Madison continued, "RuPaul is on assignment, I'm on assignment about creating world change, and I think that a lot of times people are not really prepared for what comes along with that. There are ups and downs, there are lonely times, there's your personal life that's sacrificed, there's public scrutiny. You have to walk a fine line on all types of stuff."
So when it comes to leaving hearts and minds more open than when she found them, "I knew that there was something that I had to do before I leave this place and go to the next station," Madison said. "I do believe that I was strategically positioned—no matter what my background was, no matter what my sordid past was—to help bring about change in the world for a community of people."
In the meantime, seeing women like Madison succeeding is a big deal in and of itself.

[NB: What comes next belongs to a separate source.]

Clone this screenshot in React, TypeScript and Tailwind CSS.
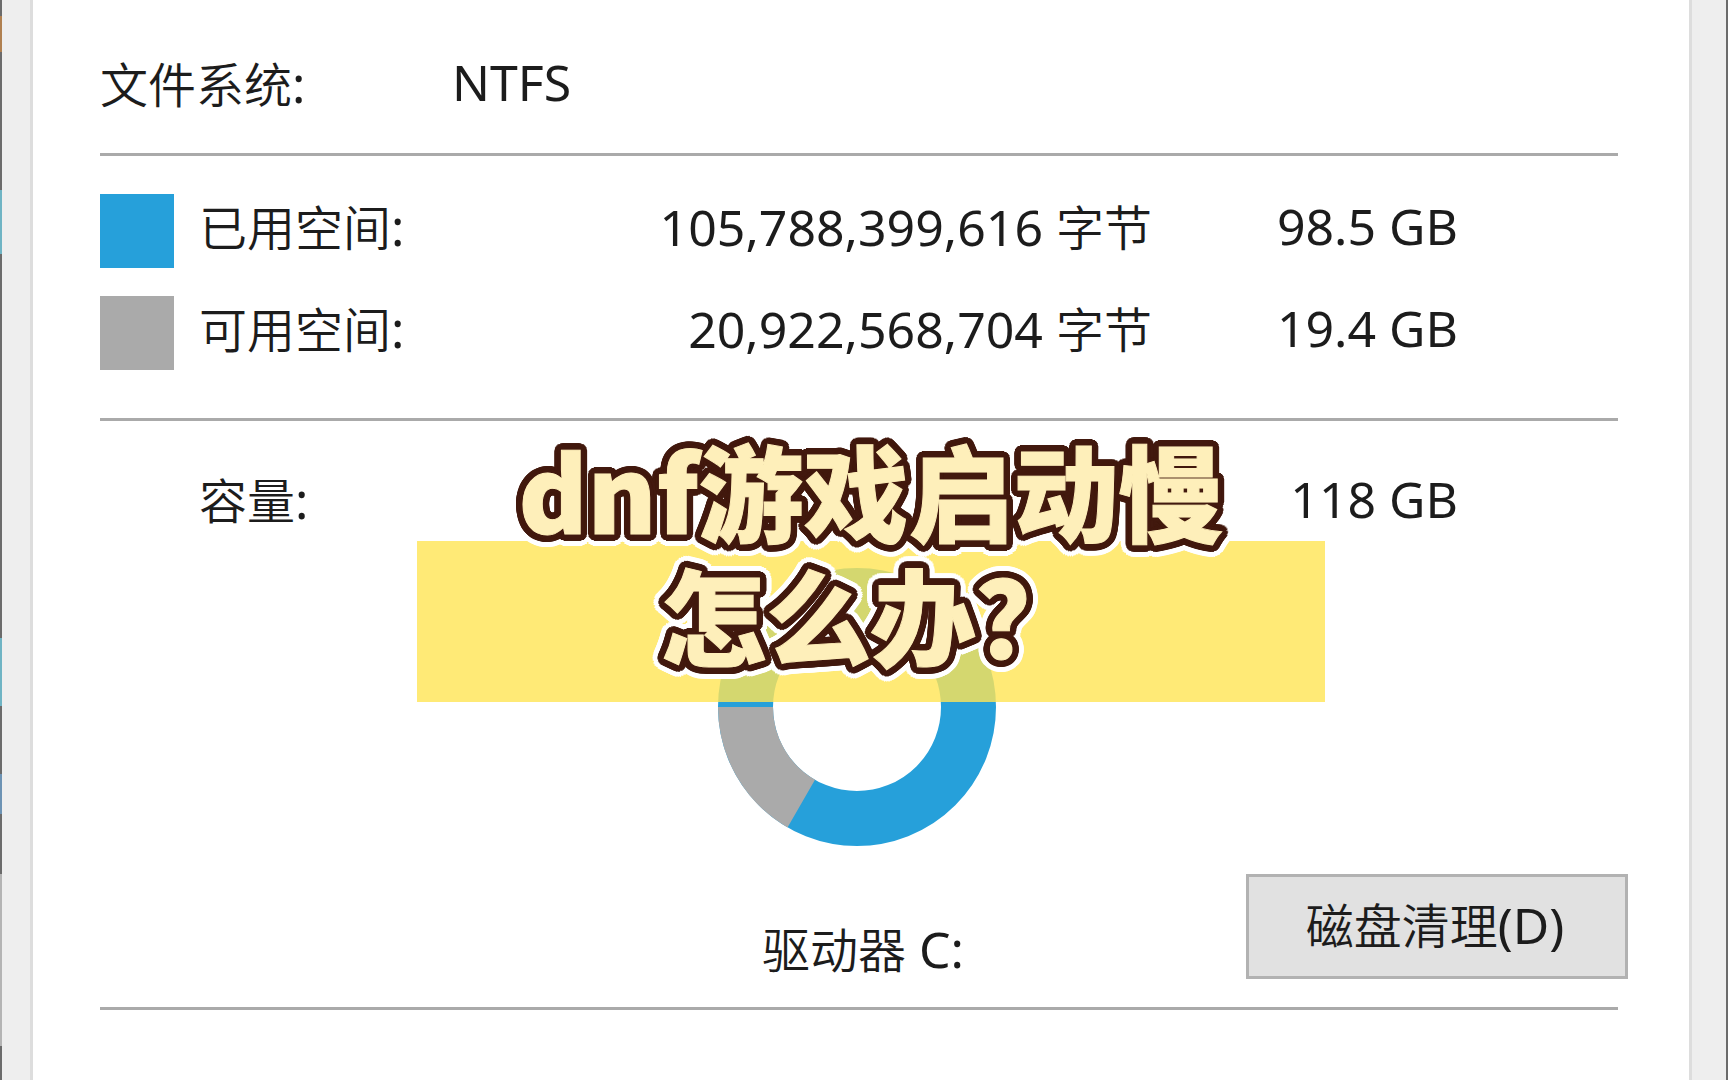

For the girls staying at Ts Madison Starter House, "I'd like for them to know that, if they've seen it, they can do it," she said. "You may not know how, you may not know when, but know you can do it. I never knew how, I never knew when, I just knew. You have to walk in knowing that something is going to change."
Of course, Madison also knew she'd better work if she wanted to turn her dreams into reality.
"I believed that I was going to be who I am," she said, "but I also walked in and positioned myself to do that. You have to know your purpose. You have to know you're greater than where you are, and then you have to pursue it, no matter the obstacles."
And she's playing the long game.
"My ultimate dream for those individuals who find solace in my home," Madison said, "I want them to go out in the world and run the torch farther than I could ever have imagined it to be. I want them to take the skills I learned and apply it to themselves and just go for it—and change the world for the person after them."